EXERCISE BRIEF :: Set down each entry exactly as given; pictures should not appear in the copy.

MATERIAL SUPPLIED ::
▬▬▬▬▬▬▬▬▬▬

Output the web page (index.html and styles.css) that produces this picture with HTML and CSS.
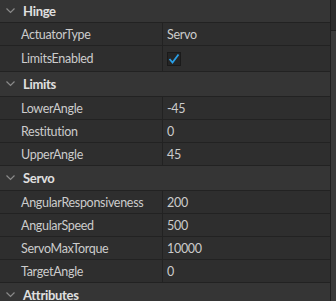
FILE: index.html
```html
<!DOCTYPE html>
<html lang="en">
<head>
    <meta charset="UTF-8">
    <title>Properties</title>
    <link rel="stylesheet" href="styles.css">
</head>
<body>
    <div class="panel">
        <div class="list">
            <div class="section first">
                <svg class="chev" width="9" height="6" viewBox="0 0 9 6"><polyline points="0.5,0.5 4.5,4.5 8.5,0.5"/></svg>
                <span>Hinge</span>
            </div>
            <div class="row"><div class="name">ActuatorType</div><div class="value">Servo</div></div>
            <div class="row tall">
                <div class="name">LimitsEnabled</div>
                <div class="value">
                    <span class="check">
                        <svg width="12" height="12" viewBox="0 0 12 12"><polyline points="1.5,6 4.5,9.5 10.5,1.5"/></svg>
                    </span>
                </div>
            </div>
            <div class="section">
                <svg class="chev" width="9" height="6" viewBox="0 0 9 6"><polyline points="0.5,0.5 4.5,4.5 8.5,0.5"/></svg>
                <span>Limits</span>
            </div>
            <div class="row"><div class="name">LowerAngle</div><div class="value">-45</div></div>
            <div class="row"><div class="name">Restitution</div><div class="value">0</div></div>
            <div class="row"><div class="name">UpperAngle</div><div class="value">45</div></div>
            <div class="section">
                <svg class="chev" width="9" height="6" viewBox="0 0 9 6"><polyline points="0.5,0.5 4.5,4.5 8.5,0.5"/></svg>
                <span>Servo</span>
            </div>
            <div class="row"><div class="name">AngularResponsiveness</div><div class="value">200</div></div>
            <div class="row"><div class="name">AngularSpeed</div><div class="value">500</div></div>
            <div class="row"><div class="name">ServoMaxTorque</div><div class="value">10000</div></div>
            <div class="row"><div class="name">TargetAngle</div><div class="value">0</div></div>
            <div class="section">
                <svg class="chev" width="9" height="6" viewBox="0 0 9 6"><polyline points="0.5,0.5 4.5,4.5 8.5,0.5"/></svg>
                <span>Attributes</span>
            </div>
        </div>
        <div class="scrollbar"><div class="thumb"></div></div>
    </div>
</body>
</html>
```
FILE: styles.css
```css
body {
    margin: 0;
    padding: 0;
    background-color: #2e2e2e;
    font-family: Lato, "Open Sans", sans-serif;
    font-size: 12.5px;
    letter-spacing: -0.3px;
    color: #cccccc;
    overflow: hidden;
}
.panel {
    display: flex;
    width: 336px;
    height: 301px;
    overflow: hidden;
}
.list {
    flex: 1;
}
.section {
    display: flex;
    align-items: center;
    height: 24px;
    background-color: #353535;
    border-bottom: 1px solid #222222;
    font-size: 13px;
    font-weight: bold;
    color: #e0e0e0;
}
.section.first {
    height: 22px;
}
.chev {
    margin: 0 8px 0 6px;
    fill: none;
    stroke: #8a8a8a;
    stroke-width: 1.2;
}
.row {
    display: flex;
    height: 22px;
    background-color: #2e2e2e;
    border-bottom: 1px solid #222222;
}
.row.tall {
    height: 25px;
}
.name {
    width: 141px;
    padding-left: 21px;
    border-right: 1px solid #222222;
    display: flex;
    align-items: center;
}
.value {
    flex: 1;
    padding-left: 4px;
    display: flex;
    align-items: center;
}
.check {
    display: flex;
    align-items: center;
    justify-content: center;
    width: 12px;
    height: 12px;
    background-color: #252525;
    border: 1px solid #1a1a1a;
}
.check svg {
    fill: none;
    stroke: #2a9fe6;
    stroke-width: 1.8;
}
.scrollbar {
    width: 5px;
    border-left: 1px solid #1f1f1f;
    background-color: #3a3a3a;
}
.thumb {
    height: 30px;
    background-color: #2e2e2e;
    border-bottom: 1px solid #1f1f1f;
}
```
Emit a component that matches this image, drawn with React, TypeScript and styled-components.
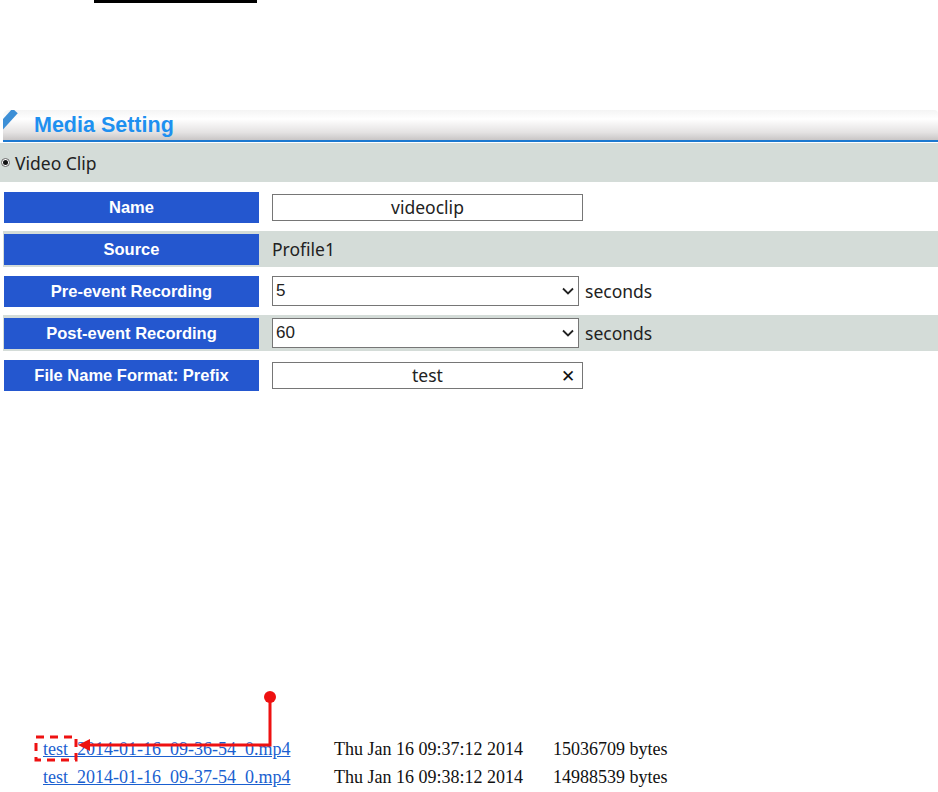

▬▬▬▬▬▬▬▬▬▬

RESPONSE FOR THIS EXERCISE ::
Output the web page (index.html and styles.css) that produces this picture with HTML and CSS.
FILE: index.html
```html
<!DOCTYPE html>
<html lang="en">
<head>
    <meta charset="UTF-8">
    <title>Properties</title>
    <link rel="stylesheet" href="styles.css">
</head>
<body>
    <div class="panel">
        <div class="list">
            <div class="section first">
                <svg class="chev" width="9" height="6" viewBox="0 0 9 6"><polyline points="0.5,0.5 4.5,4.5 8.5,0.5"/></svg>
                <span>Hinge</span>
            </div>
            <div class="row"><div class="name">ActuatorType</div><div class="value">Servo</div></div>
            <div class="row tall">
                <div class="name">LimitsEnabled</div>
                <div class="value">
                    <span class="check">
                        <svg width="12" height="12" viewBox="0 0 12 12"><polyline points="1.5,6 4.5,9.5 10.5,1.5"/></svg>
                    </span>
                </div>
            </div>
            <div class="section">
                <svg class="chev" width="9" height="6" viewBox="0 0 9 6"><polyline points="0.5,0.5 4.5,4.5 8.5,0.5"/></svg>
                <span>Limits</span>
            </div>
            <div class="row"><div class="name">LowerAngle</div><div class="value">-45</div></div>
            <div class="row"><div class="name">Restitution</div><div class="value">0</div></div>
            <div class="row"><div class="name">UpperAngle</div><div class="value">45</div></div>
            <div class="section">
                <svg class="chev" width="9" height="6" viewBox="0 0 9 6"><polyline points="0.5,0.5 4.5,4.5 8.5,0.5"/></svg>
                <span>Servo</span>
            </div>
            <div class="row"><div class="name">AngularResponsiveness</div><div class="value">200</div></div>
            <div class="row"><div class="name">AngularSpeed</div><div class="value">500</div></div>
            <div class="row"><div class="name">ServoMaxTorque</div><div class="value">10000</div></div>
            <div class="row"><div class="name">TargetAngle</div><div class="value">0</div></div>
            <div class="section">
                <svg class="chev" width="9" height="6" viewBox="0 0 9 6"><polyline points="0.5,0.5 4.5,4.5 8.5,0.5"/></svg>
                <span>Attributes</span>
            </div>
        </div>
        <div class="scrollbar"><div class="thumb"></div></div>
    </div>
</body>
</html>
```
FILE: styles.css
```css
body {
    margin: 0;
    padding: 0;
    background-color: #2e2e2e;
    font-family: Lato, "Open Sans", sans-serif;
    font-size: 12.5px;
    letter-spacing: -0.3px;
    color: #cccccc;
    overflow: hidden;
}
.panel {
    display: flex;
    width: 336px;
    height: 301px;
    overflow: hidden;
}
.list {
    flex: 1;
}
.section {
    display: flex;
    align-items: center;
    height: 24px;
    background-color: #353535;
    border-bottom: 1px solid #222222;
    font-size: 13px;
    font-weight: bold;
    color: #e0e0e0;
}
.section.first {
    height: 22px;
}
.chev {
    margin: 0 8px 0 6px;
    fill: none;
    stroke: #8a8a8a;
    stroke-width: 1.2;
}
.row {
    display: flex;
    height: 22px;
    background-color: #2e2e2e;
    border-bottom: 1px solid #222222;
}
.row.tall {
    height: 25px;
}
.name {
    width: 141px;
    padding-left: 21px;
    border-right: 1px solid #222222;
    display: flex;
    align-items: center;
}
.value {
    flex: 1;
    padding-left: 4px;
    display: flex;
    align-items: center;
}
.check {
    display: flex;
    align-items: center;
    justify-content: center;
    width: 12px;
    height: 12px;
    background-color: #252525;
    border: 1px solid #1a1a1a;
}
.check svg {
    fill: none;
    stroke: #2a9fe6;
    stroke-width: 1.8;
}
.scrollbar {
    width: 5px;
    border-left: 1px solid #1f1f1f;
    background-color: #3a3a3a;
}
.thumb {
    height: 30px;
    background-color: #2e2e2e;
    border-bottom: 1px solid #1f1f1f;
}
```
Emit a component that matches this image, drawn with React, TypeScript and styled-components.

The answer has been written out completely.